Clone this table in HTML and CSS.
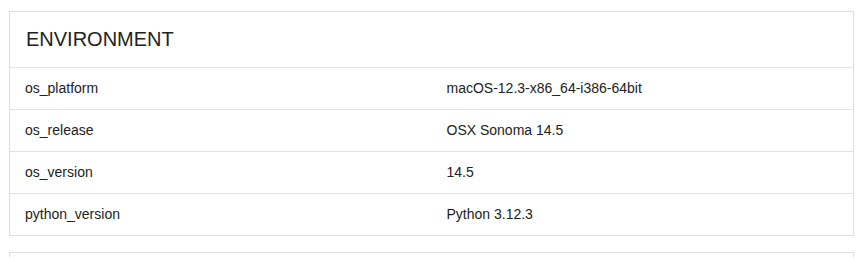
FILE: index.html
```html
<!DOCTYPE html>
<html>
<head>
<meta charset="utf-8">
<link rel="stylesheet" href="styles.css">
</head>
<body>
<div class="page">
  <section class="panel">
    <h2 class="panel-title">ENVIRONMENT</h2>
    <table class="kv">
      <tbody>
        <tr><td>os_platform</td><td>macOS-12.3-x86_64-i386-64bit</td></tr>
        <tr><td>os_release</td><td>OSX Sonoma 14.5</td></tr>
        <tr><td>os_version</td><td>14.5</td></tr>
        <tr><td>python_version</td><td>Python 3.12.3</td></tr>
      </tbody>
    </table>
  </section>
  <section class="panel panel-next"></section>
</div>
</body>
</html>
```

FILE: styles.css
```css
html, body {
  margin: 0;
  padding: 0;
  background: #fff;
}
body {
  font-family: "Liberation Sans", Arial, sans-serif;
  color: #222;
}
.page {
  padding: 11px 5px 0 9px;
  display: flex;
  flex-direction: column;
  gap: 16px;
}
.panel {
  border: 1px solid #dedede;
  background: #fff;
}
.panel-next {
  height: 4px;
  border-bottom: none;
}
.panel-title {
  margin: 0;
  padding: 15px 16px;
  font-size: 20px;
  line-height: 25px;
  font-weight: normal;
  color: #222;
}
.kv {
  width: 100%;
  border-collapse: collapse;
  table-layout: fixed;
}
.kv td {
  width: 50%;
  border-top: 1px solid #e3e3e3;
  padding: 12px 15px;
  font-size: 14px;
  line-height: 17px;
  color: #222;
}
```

+---+

WHAT IS EXPECTED
Repeat the listing in full and exactly. Do not include any images.

THE ANSWER
Clone this table in HTML and CSS.
FILE: index.html
```html
<!DOCTYPE html>
<html>
<head>
<meta charset="utf-8">
<link rel="stylesheet" href="styles.css">
</head>
<body>
<div class="page">
  <section class="panel">
    <h2 class="panel-title">ENVIRONMENT</h2>
    <table class="kv">
      <tbody>
        <tr><td>os_platform</td><td>macOS-12.3-x86_64-i386-64bit</td></tr>
        <tr><td>os_release</td><td>OSX Sonoma 14.5</td></tr>
        <tr><td>os_version</td><td>14.5</td></tr>
        <tr><td>python_version</td><td>Python 3.12.3</td></tr>
      </tbody>
    </table>
  </section>
  <section class="panel panel-next"></section>
</div>
</body>
</html>
```

FILE: styles.css
```css
html, body {
  margin: 0;
  padding: 0;
  background: #fff;
}
body {
  font-family: "Liberation Sans", Arial, sans-serif;
  color: #222;
}
.page {
  padding: 11px 5px 0 9px;
  display: flex;
  flex-direction: column;
  gap: 16px;
}
.panel {
  border: 1px solid #dedede;
  background: #fff;
}
.panel-next {
  height: 4px;
  border-bottom: none;
}
.panel-title {
  margin: 0;
  padding: 15px 16px;
  font-size: 20px;
  line-height: 25px;
  font-weight: normal;
  color: #222;
}
.kv {
  width: 100%;
  border-collapse: collapse;
  table-layout: fixed;
}
.kv td {
  width: 50%;
  border-top: 1px solid #e3e3e3;
  padding: 12px 15px;
  font-size: 14px;
  line-height: 17px;
  color: #222;
}
```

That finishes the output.